Die Besetzung als „performative Intervention“ sei derweil nicht gegen die Person des neuen Volksbühnenintendanten Chris Dercon gerichtet, sondern gegen die Kultur- und Stadtentwicklungspolitik in Berlin. Die Volksbühne solle zum Zentrum gegen Gentrifizierung werden, in dem auch ein „Parlament der Wohnungslosen“ Einzug hält. Dercon möge derweil sein Programm auf dem Tempelhofer Feld fortsetzen. Für diesen Satz gibt es frenetischen Applaus.
Dass es bei der Aktion aber sehr wohl um den Castorf-Nachfolger geht, können die Anwesenden einem Begleittext entnehmen, der ausgeteilt wird. Darin unterstellen die Besetzer Dercon „eine konsumierbare, verständliche Unterhaltung, die auf den Erfolg getrimmt ist. (…) Die Krise soll abgeschafft werden, von einem Belgier, der die Harmonie liebt, und seinen Freunde aus aller Welt, die endlich darauf warten, berühmt zu werden.“ In einem Forderungskatalog der Besetzer wird dezidiert der Rücktritt Dercons gefordert.
Dieses Urteil über ihn wird offensichtlich ohne Anschauung der Produktionen gefällt, die unter dem neuen Intendanten geplant sind.

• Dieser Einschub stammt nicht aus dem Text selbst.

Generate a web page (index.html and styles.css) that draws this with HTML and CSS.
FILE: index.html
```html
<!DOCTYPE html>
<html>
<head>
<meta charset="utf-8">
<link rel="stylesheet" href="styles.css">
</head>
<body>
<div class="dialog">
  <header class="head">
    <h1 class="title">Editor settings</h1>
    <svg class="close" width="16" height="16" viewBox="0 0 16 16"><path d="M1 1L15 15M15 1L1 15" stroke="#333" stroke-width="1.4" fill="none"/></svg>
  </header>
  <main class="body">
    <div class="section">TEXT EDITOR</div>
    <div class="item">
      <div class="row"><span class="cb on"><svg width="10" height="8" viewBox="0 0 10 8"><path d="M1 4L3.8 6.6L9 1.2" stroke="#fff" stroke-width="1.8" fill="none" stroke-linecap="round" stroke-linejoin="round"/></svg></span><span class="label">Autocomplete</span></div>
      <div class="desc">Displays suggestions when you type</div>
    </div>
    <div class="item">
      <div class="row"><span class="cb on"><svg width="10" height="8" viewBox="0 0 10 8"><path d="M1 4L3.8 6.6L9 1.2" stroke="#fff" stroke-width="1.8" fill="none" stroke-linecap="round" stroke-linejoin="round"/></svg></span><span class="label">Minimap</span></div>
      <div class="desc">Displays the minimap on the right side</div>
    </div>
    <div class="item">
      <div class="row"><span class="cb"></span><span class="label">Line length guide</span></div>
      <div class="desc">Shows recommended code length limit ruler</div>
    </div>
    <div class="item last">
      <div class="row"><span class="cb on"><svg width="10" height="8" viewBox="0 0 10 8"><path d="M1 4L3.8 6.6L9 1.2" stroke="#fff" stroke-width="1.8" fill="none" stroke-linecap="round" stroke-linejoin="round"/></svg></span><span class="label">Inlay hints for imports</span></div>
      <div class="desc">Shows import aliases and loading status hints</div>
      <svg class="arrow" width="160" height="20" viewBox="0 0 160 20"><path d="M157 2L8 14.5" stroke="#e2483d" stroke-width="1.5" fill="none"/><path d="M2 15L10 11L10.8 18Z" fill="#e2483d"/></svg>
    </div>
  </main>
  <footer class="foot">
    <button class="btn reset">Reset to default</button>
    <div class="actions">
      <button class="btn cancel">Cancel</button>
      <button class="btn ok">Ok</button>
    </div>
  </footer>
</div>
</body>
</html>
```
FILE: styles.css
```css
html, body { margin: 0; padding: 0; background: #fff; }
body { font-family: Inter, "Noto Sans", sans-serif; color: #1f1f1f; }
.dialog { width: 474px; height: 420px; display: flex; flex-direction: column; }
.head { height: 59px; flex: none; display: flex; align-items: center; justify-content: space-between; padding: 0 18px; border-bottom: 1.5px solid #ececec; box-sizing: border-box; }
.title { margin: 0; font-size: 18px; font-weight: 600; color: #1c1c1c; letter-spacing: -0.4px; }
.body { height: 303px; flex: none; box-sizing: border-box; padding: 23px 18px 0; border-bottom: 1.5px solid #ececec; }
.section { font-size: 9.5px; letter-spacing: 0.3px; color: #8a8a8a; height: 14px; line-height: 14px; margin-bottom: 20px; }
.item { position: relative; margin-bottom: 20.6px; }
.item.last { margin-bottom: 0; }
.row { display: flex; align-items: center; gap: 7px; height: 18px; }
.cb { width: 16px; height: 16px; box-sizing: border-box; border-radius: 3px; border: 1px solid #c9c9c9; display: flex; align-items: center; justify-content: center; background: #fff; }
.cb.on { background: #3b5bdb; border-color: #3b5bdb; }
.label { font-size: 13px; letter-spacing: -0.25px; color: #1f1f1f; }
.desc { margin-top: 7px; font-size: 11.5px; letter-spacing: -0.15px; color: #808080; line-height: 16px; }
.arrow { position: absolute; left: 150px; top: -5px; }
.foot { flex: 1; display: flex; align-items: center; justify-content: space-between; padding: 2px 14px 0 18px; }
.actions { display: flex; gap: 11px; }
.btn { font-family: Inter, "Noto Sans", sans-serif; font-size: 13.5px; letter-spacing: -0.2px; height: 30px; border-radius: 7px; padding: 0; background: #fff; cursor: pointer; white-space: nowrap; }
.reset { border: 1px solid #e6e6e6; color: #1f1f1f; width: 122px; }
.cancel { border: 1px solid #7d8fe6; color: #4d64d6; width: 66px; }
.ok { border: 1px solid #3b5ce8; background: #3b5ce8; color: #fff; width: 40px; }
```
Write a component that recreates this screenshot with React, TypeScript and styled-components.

Eine Erklärung, inwieweit Arbeiten von Künstlern wie Tim Etchells oder Mette Ingvartsen leicht „konsumierbare, verständliche Unterhaltung“ sind, bleiben sie schuldig.
Klaus Lederer zeigt am Freitagabend zwar Verständnis für den Kampf um städtische Freiräume, doch via Facebook kritisiert er die Besetzung scharf: „Was nicht geht und was auch nicht progressiv ist: Die Intendanz daran zu hindern, ihre Arbeit zu machen, und sie dem Lob oder der Kritik auszusetzen“, schrieb Lederer. „Kunstfreiheit ist immer auch die Kunstfreiheit der Andersperformenden!“ Nicht nur hier treten die Widersprüche der Aktivisten zutage. Die „kollektive Schönheit“, die im Freiraum Volksbühne entstehen soll, ist restriktiv reglementiert. In einem zehnseitigen Papier werden minutiös die Organisationsstrukturen und Pflichten der Besetzer dargelegt, von der Pressearbeit über Sicherheit und Logistik bis hin zur Verpflegung. Es soll ein internes Schiedsgericht installiert werden, das in Streitfällen urteilt.
Inzwischen kommen auch Prominente zum Rosa-Luxemburg-Platz
Dieses soll vor allem dann einschreiten, wenn die Hausregeln missachtet werden. Die Vorschriften werden überall im Gebäude ausgehängt. Neben Hinweisen auf den Denkmalschutz und das Rauchverbot taucht darin auffällig oft das Wort „müssen“ auf: Die Besetzer müssen an den Gemeinschaftsaufgaben teilnehmen, müssen Projekte initiieren und müssen an Versammlungen teilnehmen.
Im Laufe des ersten Abends strömen immer mehr Menschen zum Rosa-Luxemburg-Platz, darunter auch erste prominente Gesichter. Schauspieler Ben Becker solidarisiert sich vor laufenden Fernsehkameras mit den Besetzern. Auf einer Unterstützerliste im Internet werden neben Professoren und politischen Bündnissen auch der Autor Marc-Uwe Kling und Bands wie Tocotronic und Beatsteaks aufgeführt. Doch die Solidarität beschert den Aktivisten ein profanes Problem. Sie haben nicht genug Platz. Das Raumangebot in der Volksbühne ist beschränkt. Darum wird eine Obergrenze für die utopische Parallelgesellschaft formuliert: Mit 500 Menschen ist das Boot voll.
In der ersten Nacht soll es prompt zu langen Schlangen vor dem Eingang gekommen sein, wie Augenzeugen in sozialen Netzwerken berichteten. Und so könnte sich durch die Hand der Besetzer jene Prophezeiung erfüllen, die von Gegnern Dercons stets befürchtet wurde: Die Volksbühne wird zur Eventbude.